> **Provided information**:

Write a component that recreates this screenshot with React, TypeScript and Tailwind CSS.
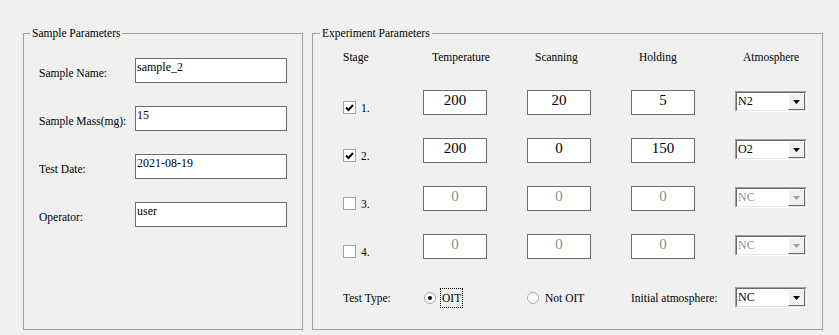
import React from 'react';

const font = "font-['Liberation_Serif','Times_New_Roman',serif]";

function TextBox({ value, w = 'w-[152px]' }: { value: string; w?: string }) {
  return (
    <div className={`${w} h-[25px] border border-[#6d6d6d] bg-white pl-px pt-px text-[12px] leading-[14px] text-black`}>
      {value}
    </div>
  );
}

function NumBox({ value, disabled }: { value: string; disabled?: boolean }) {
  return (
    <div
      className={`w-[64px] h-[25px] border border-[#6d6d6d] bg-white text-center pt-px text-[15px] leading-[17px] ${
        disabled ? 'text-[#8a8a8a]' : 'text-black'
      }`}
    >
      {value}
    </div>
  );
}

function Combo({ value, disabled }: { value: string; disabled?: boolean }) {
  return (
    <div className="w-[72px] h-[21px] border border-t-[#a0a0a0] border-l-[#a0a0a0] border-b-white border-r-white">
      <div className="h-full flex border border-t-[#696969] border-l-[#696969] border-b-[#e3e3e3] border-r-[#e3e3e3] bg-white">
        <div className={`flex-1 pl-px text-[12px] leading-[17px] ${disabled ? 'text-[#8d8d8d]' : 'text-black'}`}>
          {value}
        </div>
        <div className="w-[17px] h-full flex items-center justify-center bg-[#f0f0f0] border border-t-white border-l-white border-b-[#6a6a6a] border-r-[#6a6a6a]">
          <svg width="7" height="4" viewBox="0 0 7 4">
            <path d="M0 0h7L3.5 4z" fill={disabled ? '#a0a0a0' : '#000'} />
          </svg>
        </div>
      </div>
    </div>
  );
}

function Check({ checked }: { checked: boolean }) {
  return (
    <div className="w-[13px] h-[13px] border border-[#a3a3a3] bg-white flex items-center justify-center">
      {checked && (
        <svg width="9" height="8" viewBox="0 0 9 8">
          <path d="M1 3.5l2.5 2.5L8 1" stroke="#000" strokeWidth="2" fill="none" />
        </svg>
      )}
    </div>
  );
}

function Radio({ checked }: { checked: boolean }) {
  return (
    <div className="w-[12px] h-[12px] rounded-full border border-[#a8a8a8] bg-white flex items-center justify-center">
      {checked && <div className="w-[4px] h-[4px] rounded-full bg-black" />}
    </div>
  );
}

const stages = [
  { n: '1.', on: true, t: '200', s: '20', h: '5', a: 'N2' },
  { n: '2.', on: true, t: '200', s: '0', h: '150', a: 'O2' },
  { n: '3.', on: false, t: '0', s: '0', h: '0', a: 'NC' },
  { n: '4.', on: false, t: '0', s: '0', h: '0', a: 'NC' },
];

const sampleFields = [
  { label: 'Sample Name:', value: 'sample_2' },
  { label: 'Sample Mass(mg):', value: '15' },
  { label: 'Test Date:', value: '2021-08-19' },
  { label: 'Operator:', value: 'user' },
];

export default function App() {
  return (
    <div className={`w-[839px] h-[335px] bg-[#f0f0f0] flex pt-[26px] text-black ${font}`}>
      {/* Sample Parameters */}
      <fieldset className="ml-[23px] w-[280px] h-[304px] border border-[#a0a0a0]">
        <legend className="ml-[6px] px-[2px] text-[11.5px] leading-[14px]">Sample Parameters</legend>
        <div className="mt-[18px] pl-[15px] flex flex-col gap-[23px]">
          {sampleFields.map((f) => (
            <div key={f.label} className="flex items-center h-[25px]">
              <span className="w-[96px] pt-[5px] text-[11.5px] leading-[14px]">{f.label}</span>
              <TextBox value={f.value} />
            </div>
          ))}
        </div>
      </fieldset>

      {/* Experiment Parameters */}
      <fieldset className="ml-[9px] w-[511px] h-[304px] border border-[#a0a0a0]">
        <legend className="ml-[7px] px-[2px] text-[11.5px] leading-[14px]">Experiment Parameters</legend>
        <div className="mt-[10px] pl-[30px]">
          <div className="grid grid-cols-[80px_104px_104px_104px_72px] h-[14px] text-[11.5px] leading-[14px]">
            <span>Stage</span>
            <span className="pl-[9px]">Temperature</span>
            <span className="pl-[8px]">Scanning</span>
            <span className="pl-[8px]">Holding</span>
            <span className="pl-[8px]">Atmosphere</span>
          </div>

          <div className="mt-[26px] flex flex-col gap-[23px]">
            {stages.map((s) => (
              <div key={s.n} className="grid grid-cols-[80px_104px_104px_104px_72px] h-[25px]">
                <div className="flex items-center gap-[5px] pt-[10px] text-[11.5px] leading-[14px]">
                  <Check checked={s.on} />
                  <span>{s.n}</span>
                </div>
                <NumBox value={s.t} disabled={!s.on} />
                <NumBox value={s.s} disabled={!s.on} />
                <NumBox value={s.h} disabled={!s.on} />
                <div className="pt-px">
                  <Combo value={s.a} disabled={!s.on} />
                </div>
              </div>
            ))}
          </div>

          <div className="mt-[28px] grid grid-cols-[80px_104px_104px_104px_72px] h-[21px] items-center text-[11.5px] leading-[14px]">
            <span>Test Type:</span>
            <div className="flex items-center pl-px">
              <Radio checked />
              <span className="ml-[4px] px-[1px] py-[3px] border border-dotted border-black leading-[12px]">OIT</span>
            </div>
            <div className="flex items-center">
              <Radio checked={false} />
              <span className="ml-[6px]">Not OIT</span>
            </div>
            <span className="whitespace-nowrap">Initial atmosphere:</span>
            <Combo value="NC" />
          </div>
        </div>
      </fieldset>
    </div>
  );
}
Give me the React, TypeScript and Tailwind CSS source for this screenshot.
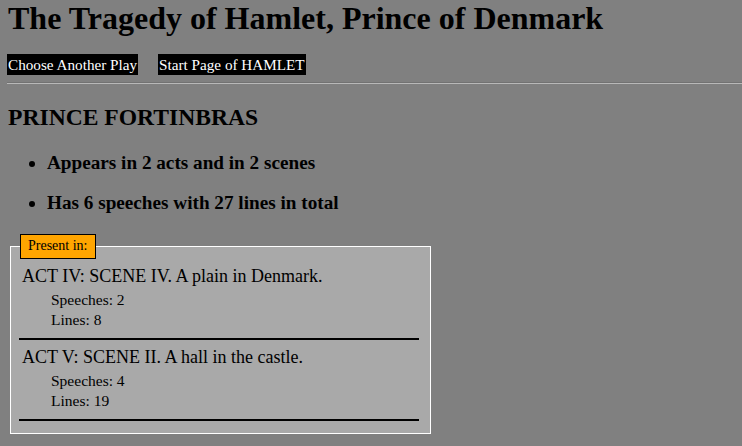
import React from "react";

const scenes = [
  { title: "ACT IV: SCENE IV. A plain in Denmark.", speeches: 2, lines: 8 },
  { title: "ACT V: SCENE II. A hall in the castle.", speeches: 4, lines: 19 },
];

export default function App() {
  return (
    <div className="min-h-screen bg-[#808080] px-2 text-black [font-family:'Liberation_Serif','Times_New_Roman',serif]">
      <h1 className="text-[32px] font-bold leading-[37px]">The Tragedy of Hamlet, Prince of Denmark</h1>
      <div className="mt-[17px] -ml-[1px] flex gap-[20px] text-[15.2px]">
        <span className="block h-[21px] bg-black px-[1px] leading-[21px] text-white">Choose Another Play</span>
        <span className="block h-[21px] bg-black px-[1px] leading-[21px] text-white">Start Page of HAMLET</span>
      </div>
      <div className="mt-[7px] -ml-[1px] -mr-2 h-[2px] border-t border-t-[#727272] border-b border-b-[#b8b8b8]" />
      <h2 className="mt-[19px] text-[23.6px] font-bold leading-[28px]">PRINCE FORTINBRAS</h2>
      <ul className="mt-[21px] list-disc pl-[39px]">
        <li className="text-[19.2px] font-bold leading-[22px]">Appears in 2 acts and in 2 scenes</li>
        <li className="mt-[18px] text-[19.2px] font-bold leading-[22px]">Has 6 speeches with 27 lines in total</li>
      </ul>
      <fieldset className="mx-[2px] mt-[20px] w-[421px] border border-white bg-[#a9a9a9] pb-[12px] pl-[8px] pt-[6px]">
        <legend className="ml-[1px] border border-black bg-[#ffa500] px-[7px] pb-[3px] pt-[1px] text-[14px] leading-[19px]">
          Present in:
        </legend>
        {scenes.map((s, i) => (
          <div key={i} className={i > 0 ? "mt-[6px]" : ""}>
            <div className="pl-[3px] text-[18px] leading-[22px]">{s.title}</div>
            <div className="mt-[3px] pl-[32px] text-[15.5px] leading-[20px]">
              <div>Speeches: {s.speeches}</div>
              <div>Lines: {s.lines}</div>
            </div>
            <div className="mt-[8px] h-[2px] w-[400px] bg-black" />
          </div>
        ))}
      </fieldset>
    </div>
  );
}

--

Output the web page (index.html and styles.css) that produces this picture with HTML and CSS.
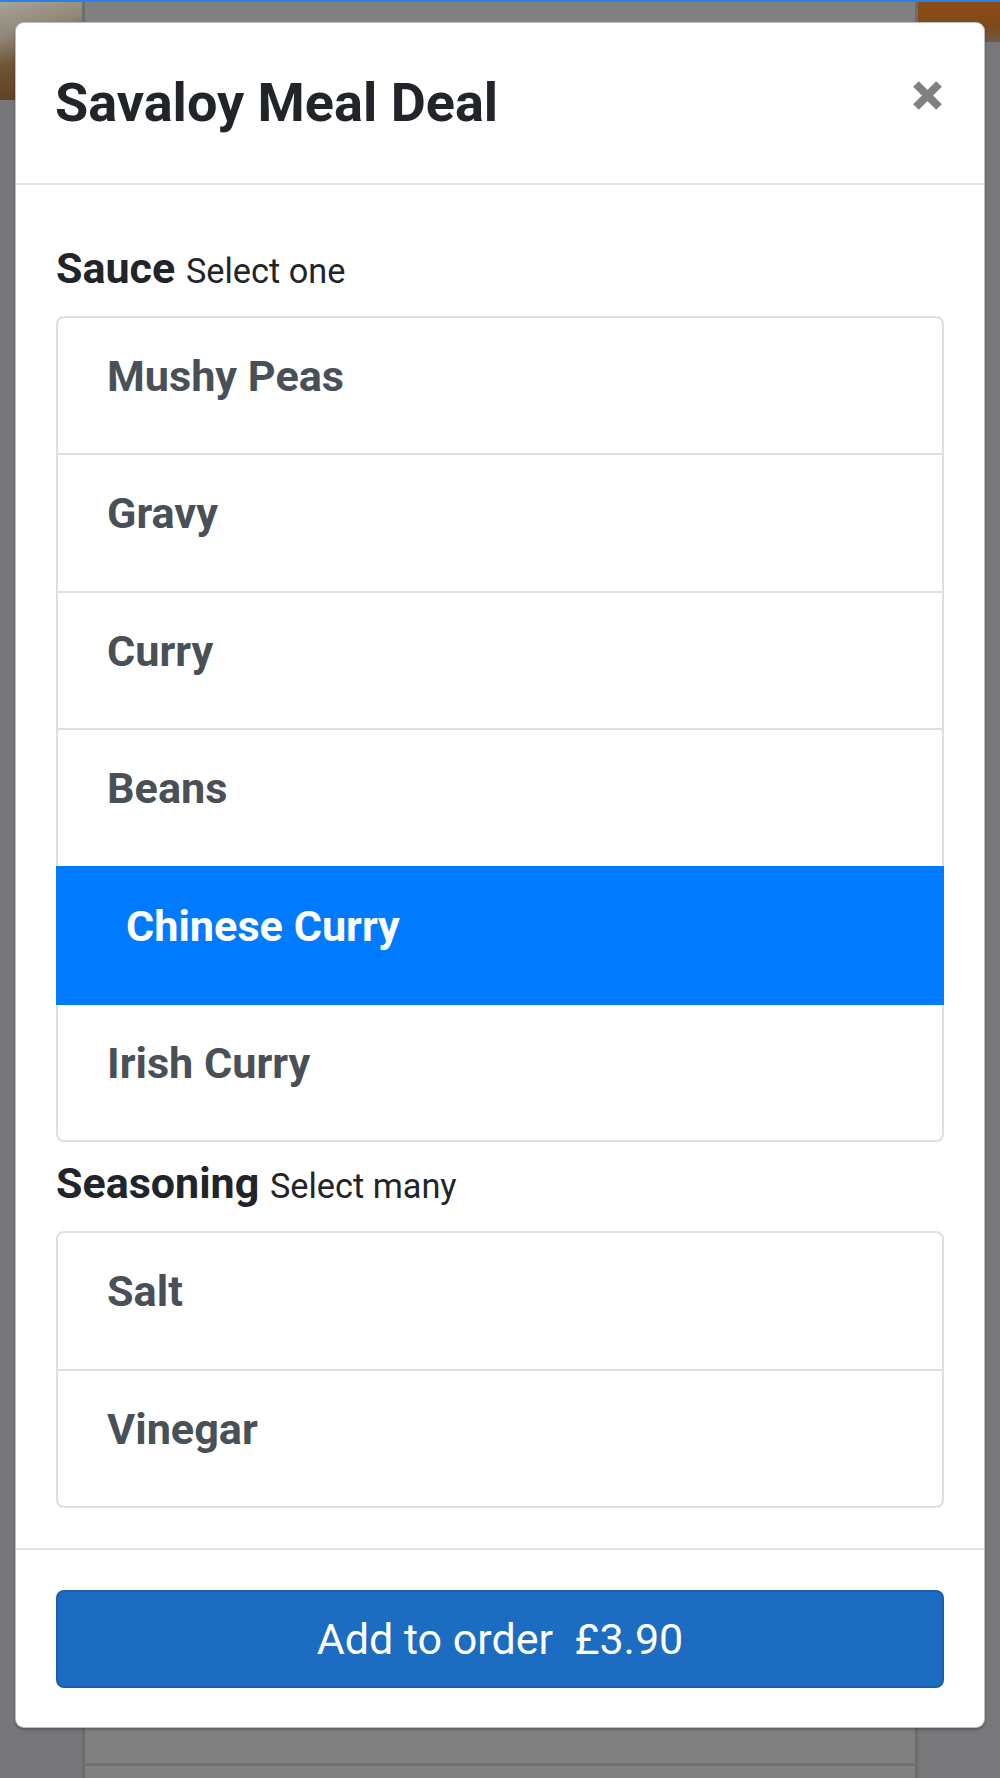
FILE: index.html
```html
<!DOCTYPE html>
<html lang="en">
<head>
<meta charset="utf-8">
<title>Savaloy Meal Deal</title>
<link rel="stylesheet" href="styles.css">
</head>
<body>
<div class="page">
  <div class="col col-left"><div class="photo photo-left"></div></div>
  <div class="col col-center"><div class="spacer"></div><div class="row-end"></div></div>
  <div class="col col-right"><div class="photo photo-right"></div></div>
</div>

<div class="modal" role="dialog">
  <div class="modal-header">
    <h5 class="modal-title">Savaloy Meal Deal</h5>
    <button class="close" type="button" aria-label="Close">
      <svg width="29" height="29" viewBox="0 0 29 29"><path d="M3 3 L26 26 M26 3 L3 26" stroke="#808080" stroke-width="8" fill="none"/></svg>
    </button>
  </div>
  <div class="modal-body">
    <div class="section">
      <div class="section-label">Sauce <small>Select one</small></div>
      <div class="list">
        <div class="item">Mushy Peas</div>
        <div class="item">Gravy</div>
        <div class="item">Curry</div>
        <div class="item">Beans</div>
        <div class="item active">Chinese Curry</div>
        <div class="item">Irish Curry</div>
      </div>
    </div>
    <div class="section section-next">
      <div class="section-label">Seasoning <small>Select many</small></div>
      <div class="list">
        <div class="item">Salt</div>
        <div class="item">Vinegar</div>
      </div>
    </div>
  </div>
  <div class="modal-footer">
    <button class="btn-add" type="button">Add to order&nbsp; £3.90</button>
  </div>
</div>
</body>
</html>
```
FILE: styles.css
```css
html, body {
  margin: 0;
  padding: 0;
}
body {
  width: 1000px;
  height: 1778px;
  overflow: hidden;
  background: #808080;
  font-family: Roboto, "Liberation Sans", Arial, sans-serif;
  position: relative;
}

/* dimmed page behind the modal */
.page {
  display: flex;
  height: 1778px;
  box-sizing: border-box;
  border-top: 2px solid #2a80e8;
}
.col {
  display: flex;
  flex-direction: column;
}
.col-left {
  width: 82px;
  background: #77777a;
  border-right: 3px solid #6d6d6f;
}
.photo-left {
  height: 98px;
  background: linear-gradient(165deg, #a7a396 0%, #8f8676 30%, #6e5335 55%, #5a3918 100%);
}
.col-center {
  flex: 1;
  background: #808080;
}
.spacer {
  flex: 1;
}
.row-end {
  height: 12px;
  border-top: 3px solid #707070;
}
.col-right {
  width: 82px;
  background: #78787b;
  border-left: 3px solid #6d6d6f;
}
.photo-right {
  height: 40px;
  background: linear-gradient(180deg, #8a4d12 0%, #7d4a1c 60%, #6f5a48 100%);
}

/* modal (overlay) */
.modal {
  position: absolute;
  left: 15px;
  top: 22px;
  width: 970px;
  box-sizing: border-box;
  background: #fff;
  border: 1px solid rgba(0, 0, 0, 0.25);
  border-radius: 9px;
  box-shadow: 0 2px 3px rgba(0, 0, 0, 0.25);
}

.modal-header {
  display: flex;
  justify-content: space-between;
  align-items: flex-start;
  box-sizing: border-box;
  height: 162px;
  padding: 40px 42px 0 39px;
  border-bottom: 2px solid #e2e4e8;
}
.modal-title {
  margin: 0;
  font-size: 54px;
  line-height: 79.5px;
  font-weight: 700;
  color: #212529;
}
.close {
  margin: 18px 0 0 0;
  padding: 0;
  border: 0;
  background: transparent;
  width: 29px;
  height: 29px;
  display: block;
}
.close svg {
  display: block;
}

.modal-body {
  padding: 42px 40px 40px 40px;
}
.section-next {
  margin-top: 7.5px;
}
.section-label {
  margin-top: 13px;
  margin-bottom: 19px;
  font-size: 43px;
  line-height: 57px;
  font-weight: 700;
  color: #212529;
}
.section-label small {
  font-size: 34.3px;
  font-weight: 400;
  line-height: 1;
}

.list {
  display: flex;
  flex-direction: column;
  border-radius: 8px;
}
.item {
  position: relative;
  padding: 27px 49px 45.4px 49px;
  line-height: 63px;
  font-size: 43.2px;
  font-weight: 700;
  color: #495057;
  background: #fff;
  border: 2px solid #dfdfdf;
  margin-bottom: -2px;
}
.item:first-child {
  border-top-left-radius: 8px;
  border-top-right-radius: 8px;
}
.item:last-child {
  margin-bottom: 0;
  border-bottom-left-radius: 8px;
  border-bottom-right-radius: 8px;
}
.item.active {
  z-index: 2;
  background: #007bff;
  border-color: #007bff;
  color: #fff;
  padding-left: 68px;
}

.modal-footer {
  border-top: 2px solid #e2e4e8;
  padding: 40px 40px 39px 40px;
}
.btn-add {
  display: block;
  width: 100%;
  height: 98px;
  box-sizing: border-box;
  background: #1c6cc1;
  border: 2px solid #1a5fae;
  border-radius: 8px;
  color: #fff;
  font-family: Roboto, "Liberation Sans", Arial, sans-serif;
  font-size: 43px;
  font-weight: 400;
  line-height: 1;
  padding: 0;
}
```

> **Requirements**:
Copy out every line from the material above in which the word "with" appears.

> **Expected answer**:
Write a component that recreates this screenshot with React, TypeScript and Tailwind CSS.
        <li className="mt-[18px] text-[19.2px] font-bold leading-[22px]">Has 6 speeches with 27 lines in total</li>
Output the web page (index.html and styles.css) that produces this picture with HTML and CSS.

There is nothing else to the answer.